Written problem: Identify the lines bearing the string "image" and gather them.

Records:

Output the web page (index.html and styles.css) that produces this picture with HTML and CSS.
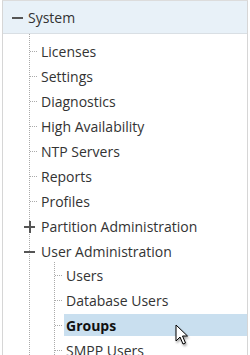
FILE: index.html
```html
<!DOCTYPE html>
<html lang="en">
<head>
  <meta charset="UTF-8">
  <title>Navigation Tree</title>
  <link rel="stylesheet" href="styles.css">
</head>
<body>

  <div class="tree-panel">
    <div class="tree-header">
      <span class="toggle minus"></span>
      <span class="label">System</span>
    </div>

    <ul class="branch">
      <li class="leaf"><span class="label">Licenses</span></li>
      <li class="leaf"><span class="label">Settings</span></li>
      <li class="leaf"><span class="label">Diagnostics</span></li>
      <li class="leaf"><span class="label">High Availability</span></li>
      <li class="leaf"><span class="label">NTP Servers</span></li>
      <li class="leaf"><span class="label">Reports</span></li>
      <li class="leaf"><span class="label">Profiles</span></li>
      <li class="node"><span class="toggle plus"></span><span class="label">Partition Administration</span></li>
      <li class="node"><span class="toggle minus"></span><span class="label">User Administration</span></li>
      <li class="sub">
        <ul class="branch nested">
          <li class="leaf"><span class="label">Users</span></li>
          <li class="leaf"><span class="label">Database Users</span></li>
          <li class="leaf selected"><span class="label">Groups</span></li>
          <li class="leaf"><span class="label">SMPP Users</span></li>
        </ul>
      </li>
    </ul>

    <!-- mouse pointer over the selected row -->
    <svg class="cursor" width="14" height="22" viewBox="0 0 14 22">
      <path d="M1 1 L1 17 L5 13 L8 20 L10.5 19 L7.5 12 L12.5 12 Z" fill="#fff" stroke="#000" stroke-width="1" stroke-linejoin="round"/>
    </svg>
  </div>

</body>
</html>
```

FILE: styles.css
```css
/* Page */
body {
  margin: 0;
  padding: 0;
  background: #fff;
  font-family: 'Open Sans', sans-serif;
  font-size: 14px;
  color: #333;
  overflow: hidden;
}
/* Tree panel */
.tree-panel {
  position: relative;
  margin-left: 2px;
  width: 244px;
  height: 355px;
  border-left: 1px solid #d6d6d6;
  border-right: 1px solid #d6d6d6;
  border-top: 1px solid #dcdcdc;
  overflow: hidden;
}
.tree-header {
  display: flex;
  align-items: center;
  height: 32px;
  padding-left: 9px;
  background: #e8f1f8;
  border-bottom: 1px solid #d9dfe4;
}
.tree-header .label {
  margin-left: 5px;
}
/* Expand / collapse signs */
.toggle {
  position: relative;
  display: inline-block;
  flex: none;
  width: 11px;
  height: 11px;
}
.toggle::before,
.toggle::after {
  content: "";
  position: absolute;
  background: #555;
}
.toggle::before {
  left: 0;
  top: 5px;
  width: 11px;
  height: 2px;
}
.plus::after {
  left: 5px;
  top: 0;
  width: 2px;
  height: 12px;
}
/* Branches */
ul.branch {
  list-style: none;
  margin: 0 0 0 26px;
  padding: 6px 0 0 0;
  border-left: 1px dotted #aaa;
}
ul.nested {
  margin-left: 24px;
  padding-top: 2px;
}
li {
  display: flex;
  align-items: center;
  height: 22px;
  margin-bottom: 3px;
}
li.sub {
  display: block;
  height: auto;
  margin: -3px 0 0 0;
}
li.leaf::before {
  content: "";
  width: 7px;
  margin-right: 4px;
  border-top: 1px dotted #aaa;
}
li.node {
  margin-left: -6px;
}
li.node .label {
  margin-left: 6px;
}
li.selected .label {
  flex: 1;
  align-self: stretch;
  display: flex;
  align-items: center;
  margin-left: -2px;
  padding-left: 2px;
  background: #c9dfef;
  font-weight: bold;
  color: #111;
}
.cursor {
  position: absolute;
  left: 172px;
  top: 323px;
  filter: drop-shadow(1px 2px 1px rgba(0, 0, 0, 0.35));
}
```
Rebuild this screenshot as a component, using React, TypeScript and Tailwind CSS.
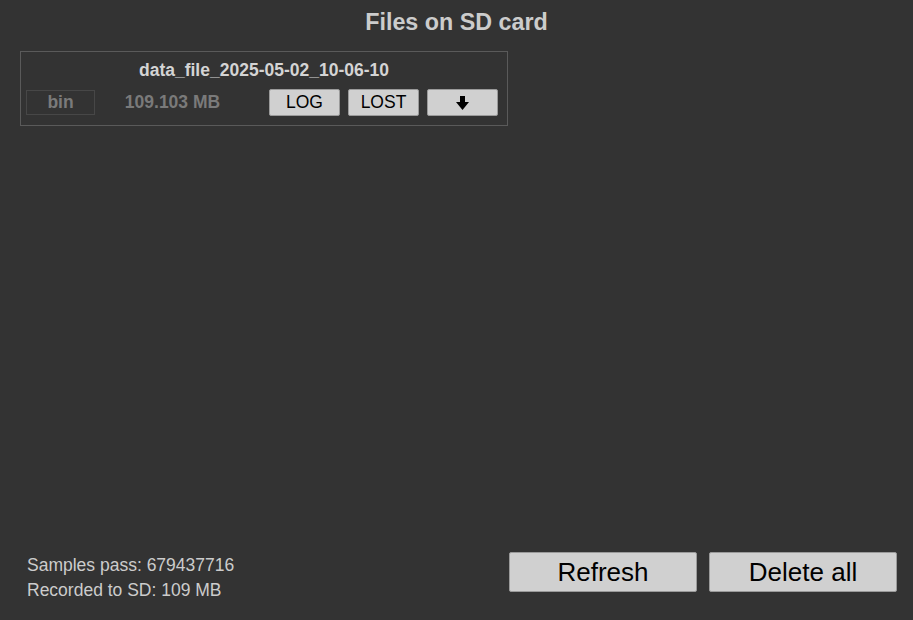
import React from "react"

const files = [{ name: "data_file_2025-05-02_10-06-10", ext: "bin", size: "109.103 MB" }]

function DownArrow() {
  return (
    <svg width="13" height="14" viewBox="0 0 13 14" className="block">
      <rect x="4" y="0" width="5" height="7" fill="#000" />
      <polygon points="0,6 13,6 6.5,14" fill="#000" />
    </svg>
  )
}

function SmallButton({ children }: { children: React.ReactNode }) {
  return (
    <button className="flex h-[27px] w-[71px] items-center justify-center rounded-[2px] border border-[#9a9a9a] bg-[#d0d0d0] text-[17.5px] leading-none text-black">
      {children}
    </button>
  )
}

function BigButton({ children }: { children: React.ReactNode }) {
  return (
    <button className="flex h-[40px] w-[188px] items-center justify-center rounded-[2px] border border-[#9a9a9a] bg-[#d0d0d0] text-[26px] leading-none text-black">
      {children}
    </button>
  )
}

export default function App() {
  return (
    <div
      className="flex h-[620px] w-full flex-col bg-[#333333]"
      style={{ fontFamily: '"Liberation Sans", Arial, sans-serif' }}
    >
      <h1 className="pt-[10px] text-center text-[23.3px] font-bold leading-[24px] text-[#cccccc]">
        Files on SD card
      </h1>

      {files.map((file) => (
        <div
          key={file.name}
          className="ml-[20px] mt-[17px] w-[488px] border border-[#5a5a5a] pb-[9px] pt-[8px]"
        >
          <div className="text-center text-[17.5px] font-bold leading-[20px] text-[#d4d4d4]">
            {file.name}
          </div>
          <div className="mt-[9px] flex items-center">
            <div className="ml-[5px] flex h-[25px] w-[69px] items-center justify-center border border-[#474747] text-[17.5px] font-bold text-[#7a7a7a]">
              {file.ext}
            </div>
            <div className="w-[155px] text-center text-[17.5px] font-bold text-[#7a7a7a]">
              {file.size}
            </div>
            <div className="ml-[19px] flex gap-[8px]">
              <SmallButton>LOG</SmallButton>
              <SmallButton>LOST</SmallButton>
              <SmallButton>
                <DownArrow />
              </SmallButton>
            </div>
          </div>
        </div>
      ))}

      <div className="flex-1" />

      <div className="flex items-end justify-between pb-[17px] pl-[27px] pr-[16px]">
        <div className="text-[17.5px] leading-[25px] text-[#cccccc]">
          <div>Samples pass: 679437716</div>
          <div>Recorded to SD: 109 MB</div>
        </div>
        <div className="mb-[11px] flex gap-[12px]">
          <BigButton>Refresh</BigButton>
          <BigButton>Delete all</BigButton>
        </div>
      </div>
    </div>
  )
}
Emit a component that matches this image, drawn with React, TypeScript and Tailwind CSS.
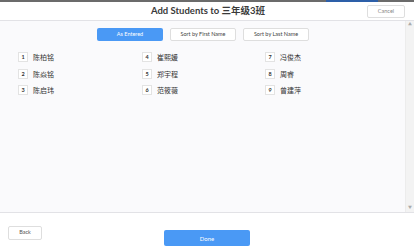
const students = [
  "陈柏铭", "陈焱铭", "陈启玮",
  "崔熙媛", "郑宇程", "范筱薇",
  "冯俊杰", "周睿", "曾建萍",
];

const font = { fontFamily: 'Lato, "Noto Sans CJK SC", sans-serif' };

export default function App() {
  return (
    <div className="flex h-[249px] w-[414px] flex-col bg-white text-[#333]" style={font}>
      {/* top strip */}
      <div className="flex h-[2px] shrink-0 bg-[#6b6b6b]">
        <div className="ml-[326px] w-[52px] bg-[#2d5fa8]" />
      </div>
      {/* header */}
      <div className="relative flex h-[19px] shrink-0 items-center justify-center border-b border-[#e2e2e6]">
        <span className="pl-[2px] text-[9.5px] font-bold text-[#3a3a3a]">Add Students to 三年级3班</span>
        <button className="absolute right-[9px] top-[3px] h-[13px] w-[38px] rounded-[2px] border border-[#dedede] bg-white text-[5.5px] text-[#888]">
          Cancel
        </button>
      </div>
      {/* body */}
      <div className="flex min-h-0 flex-1">
        <div className="flex-1 bg-[#fafafc] pt-[7px]">
          <div className="flex justify-center gap-[7px] pl-[1px]">
            <button className="h-[13px] w-[66px] rounded-[2px] bg-[#4a99f5] text-[5.5px] text-white">As Entered</button>
            <button className="h-[13px] w-[66px] rounded-[2px] border border-[#dedede] bg-white text-[5.5px] text-[#444]">Sort by First Name</button>
            <button className="h-[13px] w-[66px] rounded-[2px] border border-[#dedede] bg-white text-[5.5px] text-[#444]">Sort by Last Name</button>
          </div>
          <div className="mt-[11px] grid grid-flow-col grid-cols-[124px_123px_124px] grid-rows-3 gap-y-[6px] pl-[18px]">
            {students.map((n, i) => (
              <div key={i} className="flex items-center gap-[5px]">
                <div className="flex h-[10px] w-[10px] items-center justify-center border border-[#e3e3e3] bg-white text-[5.5px] font-bold text-[#333]">
                  {i + 1}
                </div>
                <span className="text-[7px] text-[#333]">{n}</span>
              </div>
            ))}
          </div>
        </div>
        <div className="flex w-[9px] flex-col justify-between border-l border-[#ececec] bg-[#f3f3f3] py-[2px] text-center text-[4px] leading-none text-[#aaa]">
          <span>▲</span>
          <span>▼</span>
        </div>
      </div>
      {/* footer */}
      <div className="relative flex h-[37px] shrink-0 items-center border-t border-[#e2e2e6] pt-[3px]">
        <button className="ml-[8px] h-[14px] w-[34px] rounded-[2px] border border-[#dedede] bg-white text-[5.5px] text-[#555]">
          Back
        </button>
        <button className="absolute left-[164px] top-[17px] h-[16px] w-[86px] rounded-[2px] bg-[#4a99f5] text-[6px] text-white">
          Done
        </button>
      </div>
    </div>
  );
}
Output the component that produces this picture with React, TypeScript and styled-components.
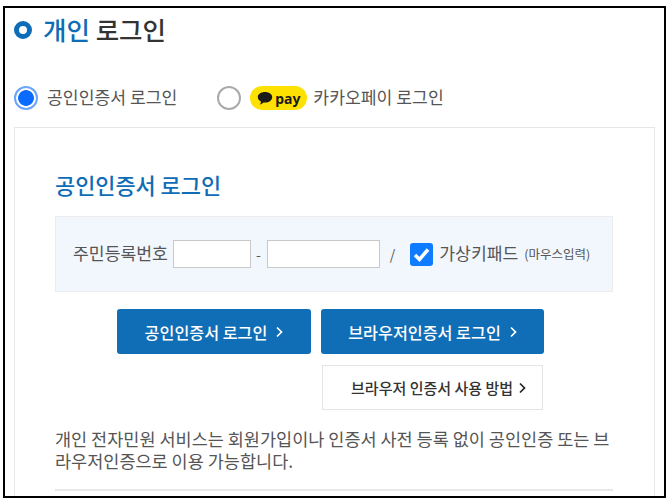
import React from "react";
import styled, { createGlobalStyle } from "styled-components";

const GlobalStyle = createGlobalStyle`
  html, body {
    margin: 0;
    padding: 0;
    background: #fff;
    font-family: "Noto Sans CJK KR", "Noto Sans", sans-serif;
  }
  * {
    box-sizing: border-box;
  }
`;

const App = () => {
  return (
    <>
      <GlobalStyle />
      <Frame>
        <PageTitle>
          <TitleDot />
          <TitleText>
            <TitleAccent>개인</TitleAccent> 로그인
          </TitleText>
        </PageTitle>
        <MethodRow>
          <Method>
            <Radio type="radio" name="method" defaultChecked />
            <MethodLabel>공인인증서 로그인</MethodLabel>
          </Method>
          <Method>
            <Radio type="radio" name="method" />
            <PayBadge>
              <svg width="16" height="14" viewBox="0 0 16 14">
                <path
                  d="M8 1C3.9 1 .8 3.2.8 6.2c0 1.9 1.3 3.5 3.2 4.4l-.7 2.6c0 .2.2.3.3.2l3.1-2c.4 0 .9.1 1.3.1 4.1 0 7.2-2.3 7.2-5.3S12.1 1 8 1z"
                  fill="#1a1a1a"
                />
              </svg>
              pay
            </PayBadge>
            <PayLabel>카카오페이 로그인</PayLabel>
          </Method>
        </MethodRow>
        <Card>
          <CardTitle>공인인증서 로그인</CardTitle>
          <IdPanel>
            <FieldLabel>주민등록번호</FieldLabel>
            <IdInput $width={78} />
            <Dash>-</Dash>
            <IdInput $width={113} />
            <Slash>/</Slash>
            <Check type="checkbox" defaultChecked />
            <FieldLabel>가상키패드</FieldLabel>
            <FieldHint>(마우스입력)</FieldHint>
          </IdPanel>
          <ButtonRow>
            <PrimaryButton $width={194}>
              공인인증서 로그인
              <Chevron color="#fff" />
            </PrimaryButton>
            <PrimaryButton $width={223}>
              브라우저인증서 로그인
              <Chevron color="#fff" />
            </PrimaryButton>
          </ButtonRow>
          <GuideRow>
            <GuideButton>
              브라우저 인증서 사용 방법
              <Chevron color="#222" />
            </GuideButton>
          </GuideRow>
          <Notice>
            개인 전자민원 서비스는 회원가입이나 인증서 사전 등록 없이 공인인증 또는 브라우저인증으로 이용 가능합니다.
          </Notice>
          <Divider />
        </Card>
      </Frame>
    </>
  );
};

export default App;

const Chevron = ({ color }: { color: string }) => (
  <ChevronIcon width="7" height="12" viewBox="0 0 7 12">
    <path d="M1 1.5 5.5 6 1 10.5" fill="none" stroke={color} strokeWidth="1.7" />
  </ChevronIcon>
);

const Frame = styled.div`
  width: 663px;
  height: 492px;
  margin: 6px 0 0 3px;
  border: 2px solid #000;
  padding: 0 9px;
  overflow: hidden;
  color: #444;
`;
const PageTitle = styled.h1`
  display: flex;
  align-items: center;
  gap: 11px;
  height: 44px;
  margin: 0;
  font-size: 25.5px;
  font-weight: 500;
  color: #333;
`;
const TitleText = styled.span`
  margin-top: -3px;
`;
const TitleDot = styled.i`
  width: 18px;
  height: 18px;
  border: 5px solid #0f6cb6;
  border-radius: 50%;
`;
const TitleAccent = styled.span`
  color: #0f6cb6;
`;
const MethodRow = styled.div`
  display: flex;
  align-items: center;
  gap: 40px;
  height: 30px;
  margin-top: 31px;
`;
const Method = styled.label`
  display: flex;
  align-items: center;
  gap: 9px;
`;
const Radio = styled.input`
  appearance: none;
  width: 24px;
  height: 24px;
  margin: 0;
  border: 2px solid #aaa;
  border-radius: 50%;
  background: #fff;
  &:checked {
    border-color: #6aa5fb;
    background: radial-gradient(circle, #0a6cff 0 7.5px, #fff 8.2px);
  }
`;
const MethodLabel = styled.span`
  font-size: 17.2px;
  line-height: 24px;
  margin-top: -2px;
  color: #555;
`;
const PayLabel = styled(MethodLabel)`
  margin-left: -3px;
`;
const PayBadge = styled.span`
  display: flex;
  align-items: center;
  justify-content: center;
  gap: 2px;
  width: 57px;
  height: 24px;
  border-radius: 12px;
  background: #ffe100;
  font-family: "Noto Sans", sans-serif;
  font-size: 14px;
  font-weight: 700;
  color: #1a1a1a;
`;
const Card = styled.section`
  width: 641px;
  height: 400px;
  margin-top: 14px;
  padding: 42px 40px 0;
  border: 1px solid #e6e6e6;
`;
const CardTitle = styled.h2`
  margin: 0;
  font-size: 21.9px;
  line-height: 30px;
  font-weight: 500;
  color: #0f6cb6;
`;
const IdPanel = styled.div`
  display: flex;
  align-items: center;
  width: 558px;
  height: 76px;
  margin-top: 16px;
  padding-left: 17px;
  background: #f2f7fd;
  border: 1px solid #ececec;
`;
const FieldLabel = styled.span`
  margin-top: -3px;
  font-size: 17.2px;
  color: #555;
`;
const FieldHint = styled.span`
  margin: -1px 0 0 6px;
  font-size: 12.5px;
  color: #555;
`;
const IdInput = styled.input<{ $width: number }>`
  width: ${({ $width }) => $width}px;
  height: 28px;
  margin-left: 5px;
  background: #fff;
  border: 1px solid #c8c8c8;
`;
const Dash = styled.span`
  margin-left: 5px;
  margin-right: 1px;
  font-size: 14px;
  color: #555;
`;
const Slash = styled.span`
  margin: 0 15px 0 10px;
  font-size: 14px;
  color: #555;
`;
const Check = styled.input`
  appearance: none;
  width: 23px;
  height: 23px;
  margin: 0 6px 0 0;
  border-radius: 3px;
  background: #fff;
  border: 1px solid #999;
  &:checked {
    border: 0;
    background: #0f7bff
      url("data:image/svg+xml,%3Csvg xmlns='http://www.w3.org/2000/svg' viewBox='0 0 23 23'%3E%3Cpath d='M5 12l4.500 4.500L18 6.500' fill='none' stroke='white' stroke-width='3.500'/%3E%3C/svg%3E");
  }
`;
const ButtonRow = styled.div`
  display: flex;
  gap: 10px;
  margin: 17px 0 0 62px;
`;
const PrimaryButton = styled.button<{ $width: number }>`
  display: flex;
  align-items: center;
  justify-content: center;
  gap: 9px;
  width: ${({ $width }) => $width}px;
  height: 45px;
  border: 0;
  border-radius: 3px;
  background: #106eb7;
  font: inherit;
  font-size: 16.2px;
  font-weight: 500;
  color: #fff;
`;
const GuideRow = styled.div`
  display: flex;
  margin: 11px 0 0 267px;
`;
const GuideButton = styled.button`
  display: flex;
  align-items: center;
  justify-content: flex-end;
  gap: 6px;
  width: 221px;
  height: 45px;
  padding: 0 16px 0 0;
  background: #fff;
  border: 1px solid #e4e4e4;
  font: inherit;
  font-size: 15px;
  font-weight: 500;
  color: #333;
`;
const ChevronIcon = styled.svg`
  flex: none;
`;
const Notice = styled.p`
  width: 558px;
  margin: 18px 0 0;
  font-size: 17.5px;
  line-height: 22px;
  color: #555;
`;
const Divider = styled.hr`
  width: 558px;
  margin: 17px 0 0;
  border: 0;
  border-top: 2px solid #e8e8e8;
`;
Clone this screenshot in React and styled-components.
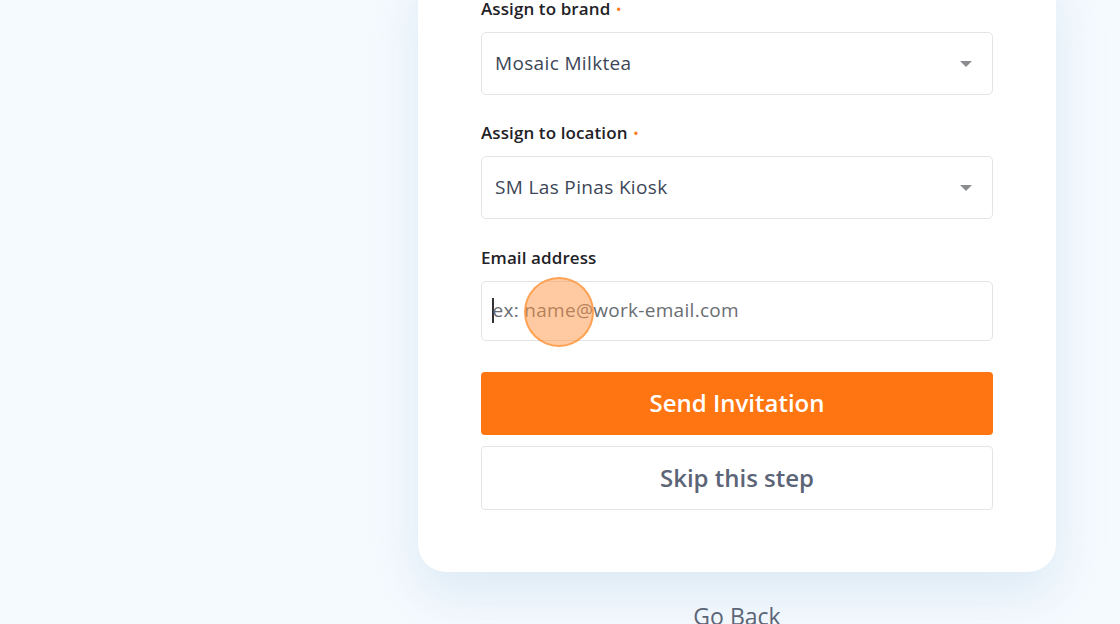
import React from "react";
import styled, { createGlobalStyle } from "styled-components";

const Global = createGlobalStyle`
  html, body { margin: 0; padding: 0; }
  body {
    background: #f5fafe;
    font-family: "Open Sans", "Noto Sans", sans-serif;
    overflow: hidden;
  }
`;

const Page = styled.div`
  width: 1120px;
  height: 624px;
  overflow: hidden;
  display: flex;
  flex-direction: column;
  align-items: flex-start;
  padding-left: 418px;
  box-sizing: border-box;
  background: #f5fafe;
`;

const Column = styled.div`
  width: 638px;
  display: flex;
  flex-direction: column;
  align-items: center;
`;

const Card = styled.div`
  width: 100%;
  box-sizing: border-box;
  margin-top: -40px;
  padding: 38px 63px 62px;
  background: #ffffff;
  border-radius: 28px;
  box-shadow: 0 22px 50px rgba(190, 214, 234, 0.45);
  display: flex;
  flex-direction: column;
`;

const Field = styled.div`
  display: flex;
  flex-direction: column;
  gap: 12px;
  margin-bottom: ${(p) => p.$after}px;
`;

const Label = styled.div`
  font-size: 17px;
  line-height: 22px;
  font-weight: 600;
  color: #1f2227;
  letter-spacing: 0.1px;
`;

const Dot = styled.span`
  color: #ff7a1a;
  font-size: 13px;
  margin-left: 6px;
  vertical-align: 1px;
`;

const Select = styled.div`
  height: 63px;
  box-sizing: border-box;
  border: 1px solid #e2e4e8;
  border-radius: 5px;
  display: flex;
  align-items: center;
  justify-content: space-between;
  padding: 0 20px 2px 13px;
  font-size: 19px;
  letter-spacing: 0.35px;
  color: #3c4657;
`;

const Caret = styled.span`
  width: 0;
  height: 0;
  border-left: 6px solid transparent;
  border-right: 6px solid transparent;
  border-top: 6px solid #8a8c90;
  margin-top: 2px;
`;

const InputBox = styled.div`
  position: relative;
  height: 60px;
  box-sizing: border-box;
  border: 1px solid #e2e4e8;
  border-radius: 5px;
  display: flex;
  align-items: center;
  padding: 0 10px 2px;
  font-size: 19px;
  letter-spacing: 0.3px;
  color: #6a6d72;
`;

const CaretLine = styled.span`
  width: 1.5px;
  height: 25px;
  background: #333;
`;

const Placeholder = styled.span`
  margin-left: -1px;
`;

const ClickMark = styled.span`
  position: absolute;
  left: 42px;
  top: -5px;
  width: 70px;
  height: 70px;
  border-radius: 50%;
  background: rgba(255, 150, 70, 0.5);
  border: 2px solid rgba(255, 145, 50, 0.7);
  box-sizing: border-box;
`;

const Button = styled.div`
  height: ${(p) => p.$h}px;
  box-sizing: border-box;
  border-radius: 4px;
  display: flex;
  align-items: center;
  justify-content: center;
  font-size: 24px;
  font-weight: 600;
  padding-bottom: 2px;
  margin-bottom: ${(p) => p.$after || 0}px;
  background: ${(p) => (p.$primary ? "#ff7512" : "#ffffff")};
  color: ${(p) => (p.$primary ? "#ffffff" : "#5c6577")};
  border: ${(p) => (p.$primary ? "none" : "1px solid #e2e4e8")};
`;

const BackLink = styled.div`
  margin-top: 28px;
  font-size: 23px;
  color: #5c6577;
  font-weight: 400;
`;

export default function App() {
  return (
    <>
      <Global />
      <Page>
        <Column>
          <Card>
            <Field $after={27}>
              <Label>
                Assign to brand<Dot>•</Dot>
              </Label>
              <Select>
                <span>Mosaic Milktea</span>
                <Caret />
              </Select>
            </Field>
            <Field $after={28}>
              <Label>
                Assign to location<Dot>•</Dot>
              </Label>
              <Select>
                <span>SM Las Pinas Kiosk</span>
                <Caret />
              </Select>
            </Field>
            <Field $after={31}>
              <Label>Email address</Label>
              <InputBox>
                <CaretLine />
                <Placeholder>ex: name@work-email.com</Placeholder>
                <ClickMark />
              </InputBox>
            </Field>
            <Button $primary $h={63} $after={11}>
              Send Invitation
            </Button>
            <Button $h={64}>Skip this step</Button>
          </Card>
          <BackLink>Go Back</BackLink>
        </Column>
      </Page>
    </>
  );
}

Exercise response:
Emit a component that matches this image, drawn with React, TypeScript and Tailwind CSS.
      url("data:image/svg+xml,%3Csvg xmlns='http://www.w3.org/2000/svg' viewBox='0 0 23 23'%3E%3Cpath d='M5 12l4.500 4.500L18 6.500' fill='none' stroke='white' stroke-width='3.500'/%3E%3C/svg%3E");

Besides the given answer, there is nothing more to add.